Friday, November 18, 2016

18 November 1934 - This Is Why We Now Have Penalty Shootouts

On 18 November 1934, Nacional and Peñarol finally decided the Uruguayan Championship for the previous season, six months after their first playoff.

The teams had finished the 1933 season tied for first in the table, so they met for a playoff on 27 May 1934 at the Estadio Centenario. In the 70th minute, with the match scoreless, a shot taken by a Peñarol player went out of bounds, but hit a medicine cabinet and rebounded back onto the pitch. The referee, Telésforo Rodríguez, failed to stop play and Nacional took possession, driving up the field and getting a goal from Héctor Castro. Peñarol immediately protested the goal and assaulted Rodríguez, resulting in his departure from the game due to injury and the ejection of three Peñarol players. The assistant referee then halted the match due to the lack of light.

Approximately a month later, the league officially disallowed Castro's goal and instructed the two teams to play the last 20 minutes of the match behind closed doors on 25 August. But despite two extra-time periods, the match finished as a scoreless draw.

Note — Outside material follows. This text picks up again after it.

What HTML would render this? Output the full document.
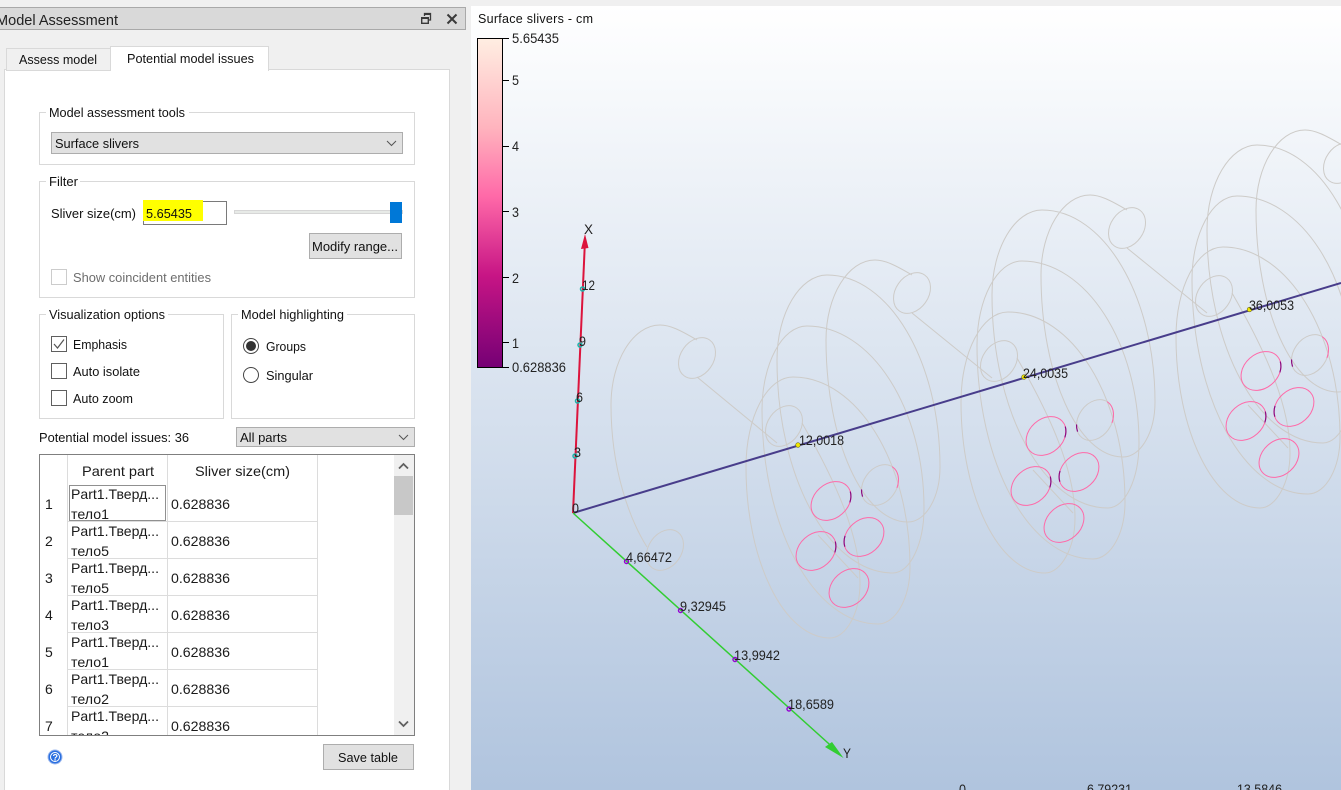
<!DOCTYPE html>
<html><head><meta charset="utf-8"><style>
html,body{margin:0;padding:0;background:#f0f0f0;overflow:hidden}
svg{display:block}
text{font-family:"Liberation Sans","Noto Sans CJK SC",sans-serif;font-size:12.5px;fill:#111}
.t{font-size:14px;fill:#1a1a1a}
.v{font-size:14px;fill:#222}
.g{fill:none;stroke:#cdcbc8;stroke-width:1}
.p{fill:none;stroke:#ff69a8;stroke-width:1}
.d{fill:none;stroke:#8b0a80;stroke-width:1.2}
.b{fill:none;stroke:#d9d9d9;stroke-width:1}
.c{fill:#e1e1e1;stroke:#adadad;stroke-width:1}
.k{fill:#fff;stroke:#5f5f5f;stroke-width:1}
.l{stroke:#dcdcdc;stroke-width:1}
</style></head><body>
<svg width="1341" height="790" viewBox="0 0 1341 790" xmlns="http://www.w3.org/2000/svg">
<defs>
<linearGradient id="bg" x1="0" y1="0" x2="0" y2="1"><stop offset="0" stop-color="#ffffff"/><stop offset="1" stop-color="#b0c4de"/></linearGradient>
<linearGradient id="lg" x1="0" y1="0" x2="0" y2="1"><stop offset="0" stop-color="#ffeee2"/><stop offset=".27" stop-color="#ffb4be"/><stop offset=".48" stop-color="#ff69a8"/><stop offset=".72" stop-color="#c71585"/><stop offset="1" stop-color="#750075"/></linearGradient>
<clipPath id="tb"><rect x="40" y="455" width="374" height="280"/></clipPath>
<g id="u">
<path class="g" d="M912 275C895 265 885 260 875 260C848 260 826 296 826 340C826 440 863 522 908 522C926 522 940 497 940 467C940 361 889 275 827 275C800 275 777 313 777 360C777 477 829 573 893 573C910 573 924 544 924 508C924 408 871 326 807 326C782 326 762 364 762 410C762 528 814 624 878 624C896 624 910 598 910 567C910 462 857 377 793 377C767 377 746 417 746 467C746 561 784 638 830 638C846 638 860 613 860 583C860 535 835 480 802 423"/>
<ellipse class="g" cx="784" cy="426" rx="22" ry="16.500" transform="rotate(-55 784 426)"/>
<ellipse class="g" cx="912" cy="293" rx="22" ry="16.500" transform="rotate(-55 912 293)"/>
<ellipse class="g" cx="880" cy="485" rx="22" ry="16.500" transform="rotate(-55 880 485)"/>
<path class="g" d="M912 313L992 378M818 535L858 578"/>
<ellipse class="p" cx="831" cy="501" rx="22" ry="17" transform="rotate(-42 831 501)"/>
<ellipse class="d" cx="831" cy="501" rx="22" ry="17" transform="rotate(-42 831 501)" pathLength="100" stroke-dasharray="0 5 9 86"/>
<ellipse class="p" cx="864" cy="537" rx="22" ry="17" transform="rotate(-42 864 537)"/>
<ellipse class="d" cx="864" cy="537" rx="22" ry="17" transform="rotate(-42 864 537)" pathLength="100" stroke-dasharray="0 55 9 36"/>
<ellipse class="p" cx="816" cy="551" rx="22" ry="17" transform="rotate(-42 816 551)"/>
<ellipse class="d" cx="816" cy="551" rx="22" ry="17" transform="rotate(-42 816 551)" pathLength="100" stroke-dasharray="0 5 9 86"/>
<ellipse class="p" cx="849" cy="588" rx="22" ry="17" transform="rotate(-42 849 588)"/>
<ellipse class="p" cx="880" cy="485" rx="22" ry="16.500" transform="rotate(-55 880 485)" pathLength="100" stroke-dasharray="0 0 19 81"/>
<ellipse class="d" cx="880" cy="485" rx="22" ry="16.500" transform="rotate(-55 880 485)" pathLength="100" stroke-dasharray="0 57 6 37"/>
</g>
</defs>

<rect x="0" y="0" width="1341" height="790" fill="#f0f0f0"/>

<!-- 3D viewport -->
<rect x="471" y="6" width="870" height="784" fill="url(#bg)"/>
<path class="g" d="M697 340C680 330 670 325 660 325C633 325 611 361 611 405C611 470 630 520 647 547"/>
<ellipse class="g" cx="697" cy="358" rx="22" ry="16.500" transform="rotate(-55 697 358)"/>
<ellipse class="g" cx="665" cy="550" rx="22" ry="16.500" transform="rotate(-55 665 550)"/>
<path class="g" d="M697 377L777 443"/>
<use href="#u"/>
<use href="#u" transform="translate(215 -65)"/>
<use href="#u" transform="translate(430 -130)"/>

<!-- axes -->
<line x1="573" y1="513" x2="1341" y2="283" stroke="#483d8b" stroke-width="2"/>
<line x1="573" y1="513" x2="585" y2="240" stroke="#dc143c" stroke-width="2"/>
<polygon points="585,234 581,249 588.500,248" fill="#dc143c"/>
<line x1="573" y1="513" x2="838" y2="752" stroke="#32cd32" stroke-width="1.500"/>
<polygon points="843.500,758 825,747 832,742" fill="#32cd32"/>
<g fill="none" stroke="#20b2aa" stroke-width="1.500"><circle cx="582.500" cy="289" r="2"/><circle cx="580" cy="345" r="2"/><circle cx="577.500" cy="401" r="2"/><circle cx="575" cy="456" r="2"/></g>
<g fill="#f2e600" stroke="#6b6b20" stroke-width=".6"><circle cx="798" cy="445" r="2.300"/><circle cx="1024" cy="377" r="2.300"/><circle cx="1249.500" cy="309.500" r="2.300"/></g>
<g fill="none" stroke="#9400d3" stroke-width="1.400"><circle cx="626.500" cy="561.500" r="2"/><circle cx="680.500" cy="610.500" r="2"/><circle cx="735" cy="659.500" r="2"/><circle cx="789" cy="709" r="2"/></g>

<text class="v" x="584" y="234" textLength="9" lengthAdjust="spacingAndGlyphs">X</text>
<text class="v" x="582" y="290" textLength="13" lengthAdjust="spacingAndGlyphs">12</text>
<text class="v" x="579" y="346" textLength="7" lengthAdjust="spacingAndGlyphs">9</text>
<text class="v" x="576" y="402" textLength="7" lengthAdjust="spacingAndGlyphs">6</text>
<text class="v" x="574" y="457" textLength="7" lengthAdjust="spacingAndGlyphs">3</text>
<text class="v" x="572" y="513" textLength="7" lengthAdjust="spacingAndGlyphs">0</text>
<text class="v" x="626" y="562" textLength="46" lengthAdjust="spacingAndGlyphs">4,66472</text>
<text class="v" x="680" y="611" textLength="46" lengthAdjust="spacingAndGlyphs">9,32945</text>
<text class="v" x="734" y="660" textLength="46" lengthAdjust="spacingAndGlyphs">13,9942</text>
<text class="v" x="788" y="709" textLength="46" lengthAdjust="spacingAndGlyphs">18,6589</text>
<text class="v" x="799" y="445" textLength="45" lengthAdjust="spacingAndGlyphs">12,0018</text>
<text class="v" x="1023" y="378" textLength="45" lengthAdjust="spacingAndGlyphs">24,0035</text>
<text class="v" x="1249" y="310" textLength="45" lengthAdjust="spacingAndGlyphs">36,0053</text>
<text class="v" x="843" y="758" textLength="8" lengthAdjust="spacingAndGlyphs">Y</text>
<text class="v" x="959" y="794" textLength="7" lengthAdjust="spacingAndGlyphs">0</text>
<text class="v" x="1087" y="794" textLength="45" lengthAdjust="spacingAndGlyphs">6,79231</text>
<text class="v" x="1237" y="794" textLength="45" lengthAdjust="spacingAndGlyphs">13,5846</text>

<!-- legend -->
<text x="478" y="23" textLength="115" lengthAdjust="spacing">Surface slivers - cm</text>
<rect x="477.500" y="38.500" width="25" height="329" fill="url(#lg)" stroke="#000"/>
<path d="M503 38.500H509M503 80.500H509M503 146.500H509M503 211.500H509M503 277.500H509M503 342.500H509M503 367.500H509" stroke="#000" stroke-width="1"/>
<text class="v" x="512" y="43" textLength="47" lengthAdjust="spacingAndGlyphs">5.65435</text>
<text class="v" x="512" y="85" textLength="7" lengthAdjust="spacingAndGlyphs">5</text>
<text class="v" x="512" y="151" textLength="7" lengthAdjust="spacingAndGlyphs">4</text>
<text class="v" x="512" y="217" textLength="7" lengthAdjust="spacingAndGlyphs">3</text>
<text class="v" x="512" y="283" textLength="7" lengthAdjust="spacingAndGlyphs">2</text>
<text class="v" x="512" y="348" textLength="7" lengthAdjust="spacingAndGlyphs">1</text>
<text class="v" x="512" y="372" textLength="54" lengthAdjust="spacingAndGlyphs">0.628836</text>

<!-- title bar -->
<rect x="-2" y="7.500" width="467.500" height="22" fill="#d9d9d9" stroke="#a9a9a9"/>
<text x="-4" y="25" style="font-size:14.5px;fill:#222" textLength="122" lengthAdjust="spacingAndGlyphs">Model Assessment</text>
<path d="M424.500 16V13.500H430.500V20H428.500" fill="none" stroke="#3a3a3a" stroke-width="1.300"/>
<rect x="424" y="13" width="7" height="2" fill="#3a3a3a"/>
<rect x="421.700" y="17.700" width="6.600" height="5.600" fill="none" stroke="#3a3a3a" stroke-width="1.400"/>
<rect x="421" y="17" width="8" height="2" fill="#3a3a3a"/>
<path d="M447.500 14.500L456.500 23.500M456.500 14.500L447.500 23.500" stroke="#3a3a3a" stroke-width="2"/>

<!-- tabs and panel -->
<rect x="4.500" y="69.500" width="445" height="730" fill="#fff" stroke="#d9d9d9"/>
<rect x="6.500" y="48.500" width="104" height="22" fill="#f0f0f0" stroke="#d9d9d9"/>
<rect x="110.500" y="46.500" width="158" height="24" fill="#fff" stroke="#d9d9d9"/>
<rect x="111" y="68" width="157" height="3" fill="#fff"/>
<text x="19" y="64" textLength="78" lengthAdjust="spacingAndGlyphs">Assess model</text>
<text x="127" y="63" textLength="127" lengthAdjust="spacingAndGlyphs">Potential model issues</text>

<!-- Model assessment tools -->
<rect class="b" x="39.500" y="112.500" width="375" height="52"/>
<rect x="46" y="108" width="143" height="9" fill="#fff"/>
<text x="49" y="117" textLength="136" lengthAdjust="spacingAndGlyphs">Model assessment tools</text>
<rect class="c" x="51.500" y="132.500" width="351" height="21"/>
<text x="55" y="148" textLength="84" lengthAdjust="spacingAndGlyphs">Surface slivers</text>
<path d="M387 141L391.500 145.500L396 141" fill="none" stroke="#555"/>

<!-- Filter -->
<rect class="b" x="39.500" y="181.500" width="375" height="116"/>
<rect x="46" y="177" width="34" height="9" fill="#fff"/>
<text x="49" y="186" textLength="29" lengthAdjust="spacingAndGlyphs">Filter</text>
<text x="51" y="218" textLength="85" lengthAdjust="spacingAndGlyphs">Sliver size(cm)</text>
<rect x="143.500" y="201.500" width="83" height="23" fill="#fff" stroke="#7a7a7a"/>
<rect x="143" y="200" width="60" height="21" fill="#ffff00"/>
<text x="146" y="218" textLength="46" lengthAdjust="spacingAndGlyphs">5.65435</text>
<rect x="234.500" y="210.500" width="168" height="3" fill="#e7eae7" stroke="#d6d6d6"/>
<rect x="390" y="202" width="12" height="21" fill="#0078d7"/>
<rect class="c" x="309.500" y="233.500" width="92" height="25"/>
<text x="312" y="251" textLength="86" lengthAdjust="spacingAndGlyphs">Modify range...</text>
<rect x="51.500" y="269.500" width="15" height="15" fill="#fff" stroke="#cccccc"/>
<text x="73" y="282" textLength="138" lengthAdjust="spacingAndGlyphs" style="fill:#6d6d6d">Show coincident entities</text>

<!-- Visualization options -->
<rect class="b" x="39.500" y="314.500" width="184" height="104"/>
<rect x="46" y="310" width="122" height="9" fill="#fff"/>
<text x="49" y="319" textLength="116" lengthAdjust="spacingAndGlyphs">Visualization options</text>
<rect class="k" x="51.500" y="336.500" width="15" height="15"/>
<path d="M54 344L57.500 348L64 339.500" fill="none" stroke="#555" stroke-width="1.200"/>
<text x="73" y="349" textLength="54" lengthAdjust="spacingAndGlyphs">Emphasis</text>
<rect class="k" x="51.500" y="363.500" width="15" height="15"/>
<text x="73" y="376" textLength="67" lengthAdjust="spacingAndGlyphs">Auto isolate</text>
<rect class="k" x="51.500" y="390.500" width="15" height="15"/>
<text x="73" y="403" textLength="60" lengthAdjust="spacingAndGlyphs">Auto zoom</text>

<!-- Model highlighting -->
<rect class="b" x="231.500" y="314.500" width="183" height="104"/>
<rect x="238" y="310" width="109" height="9" fill="#fff"/>
<text x="241" y="319" textLength="103" lengthAdjust="spacingAndGlyphs">Model highlighting</text>
<circle cx="251" cy="346" r="7.500" fill="#fff" stroke="#444"/>
<circle cx="251" cy="346" r="5" fill="#333"/>
<text x="266" y="351" textLength="40" lengthAdjust="spacingAndGlyphs">Groups</text>
<circle cx="251" cy="375" r="7.500" fill="#fff" stroke="#444"/>
<text x="266" y="380" textLength="47" lengthAdjust="spacingAndGlyphs">Singular</text>

<!-- issues -->
<text x="39" y="442" textLength="150" lengthAdjust="spacingAndGlyphs">Potential model issues: 36</text>
<rect class="c" x="236.500" y="427.500" width="178" height="19"/>
<text x="240" y="442" textLength="47" lengthAdjust="spacingAndGlyphs">All parts</text>
<path d="M399 435L403.500 439.500L408 435" fill="none" stroke="#555"/>

<!-- table -->
<g clip-path="url(#tb)">
<rect x="40" y="455" width="374" height="280" fill="#fff"/>
<path d="M67.500 455V735M167.500 455V735M317.500 455V735" class="l" fill="none"/>
<path d="M67 521.500H318M67 558.500H318M67 595.500H318M67 632.500H318M67 669.500H318M67 706.500H318" class="l" fill="none"/>
<text class="t" x="82" y="476" textLength="72" lengthAdjust="spacingAndGlyphs">Parent part</text>
<text class="t" x="195" y="476" textLength="95" lengthAdjust="spacingAndGlyphs">Sliver size(cm)</text>

<text class="t" x="45" y="509">1</text>
<text class="t" x="71" y="499" textLength="88" lengthAdjust="spacingAndGlyphs">Part1.Тверд...</text>
<text class="t" x="71" y="519" textLength="38" lengthAdjust="spacingAndGlyphs">тело1</text>
<text class="t" x="171" y="509" textLength="59" lengthAdjust="spacingAndGlyphs">0.628836</text>

<text class="t" x="45" y="546">2</text>
<text class="t" x="71" y="536" textLength="88" lengthAdjust="spacingAndGlyphs">Part1.Тверд...</text>
<text class="t" x="71" y="556" textLength="38" lengthAdjust="spacingAndGlyphs">тело5</text>
<text class="t" x="171" y="546" textLength="59" lengthAdjust="spacingAndGlyphs">0.628836</text>

<text class="t" x="45" y="583">3</text>
<text class="t" x="71" y="573" textLength="88" lengthAdjust="spacingAndGlyphs">Part1.Тверд...</text>
<text class="t" x="71" y="593" textLength="38" lengthAdjust="spacingAndGlyphs">тело5</text>
<text class="t" x="171" y="583" textLength="59" lengthAdjust="spacingAndGlyphs">0.628836</text>

<text class="t" x="45" y="620">4</text>
<text class="t" x="71" y="610" textLength="88" lengthAdjust="spacingAndGlyphs">Part1.Тверд...</text>
<text class="t" x="71" y="630" textLength="38" lengthAdjust="spacingAndGlyphs">тело3</text>
<text class="t" x="171" y="620" textLength="59" lengthAdjust="spacingAndGlyphs">0.628836</text>

<text class="t" x="45" y="657">5</text>
<text class="t" x="71" y="647" textLength="88" lengthAdjust="spacingAndGlyphs">Part1.Тверд...</text>
<text class="t" x="71" y="667" textLength="38" lengthAdjust="spacingAndGlyphs">тело1</text>
<text class="t" x="171" y="657" textLength="59" lengthAdjust="spacingAndGlyphs">0.628836</text>

<text class="t" x="45" y="694">6</text>
<text class="t" x="71" y="684" textLength="88" lengthAdjust="spacingAndGlyphs">Part1.Тверд...</text>
<text class="t" x="71" y="704" textLength="38" lengthAdjust="spacingAndGlyphs">тело2</text>
<text class="t" x="171" y="694" textLength="59" lengthAdjust="spacingAndGlyphs">0.628836</text>

<text class="t" x="45" y="731">7</text>
<text class="t" x="71" y="721" textLength="88" lengthAdjust="spacingAndGlyphs">Part1.Тверд...</text>
<text class="t" x="71" y="741" textLength="38" lengthAdjust="spacingAndGlyphs">тело2</text>
<text class="t" x="171" y="731" textLength="59" lengthAdjust="spacingAndGlyphs">0.628836</text>

<rect x="69.500" y="485.500" width="96" height="35" fill="none" stroke="#222" stroke-width="1" stroke-dasharray="1 1" shape-rendering="crispEdges"/>
<rect x="394" y="455" width="20" height="280" fill="#f0f0f0"/>
<rect x="394" y="476" width="19" height="39" fill="#c8c8c8"/>
<path d="M399 468.500L403.500 464L408 468.500M399 721.500L403.500 726L408 721.500" fill="none" stroke="#606060" stroke-width="1.800"/>
</g>
<rect x="39.500" y="454.500" width="375" height="281" fill="none" stroke="#7f7f7f"/>

<!-- footer -->
<circle cx="55" cy="757" r="7" fill="#2a6fe0" stroke="#9db9ee" stroke-width="1"/>
<circle cx="55" cy="757" r="4.500" fill="none" stroke="#ffffff" stroke-width="1"/>
<text x="52.500" y="760.500" style="font-size:9px;font-weight:bold;fill:#fff">?</text>
<rect class="c" x="323.500" y="744.500" width="90" height="25"/>
<text x="338" y="762" textLength="60" lengthAdjust="spacingAndGlyphs">Save table</text>
</svg>
</body></html>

They met for a second playoff on 2 September, but again neither team managed to score. That forced a third playoff, played on 18 November, when they finally managed to find the net. Peñarol were leading 1-0 at the break after a goal from Braulio Castro (42'), but Héctor Castro's second-half hat-trick (53', 61', 77') proved decisive and the match finished as a 2-3 Nacional victory (Peñarol's other goal came from Juan Pedro Arremón in the 58th minute).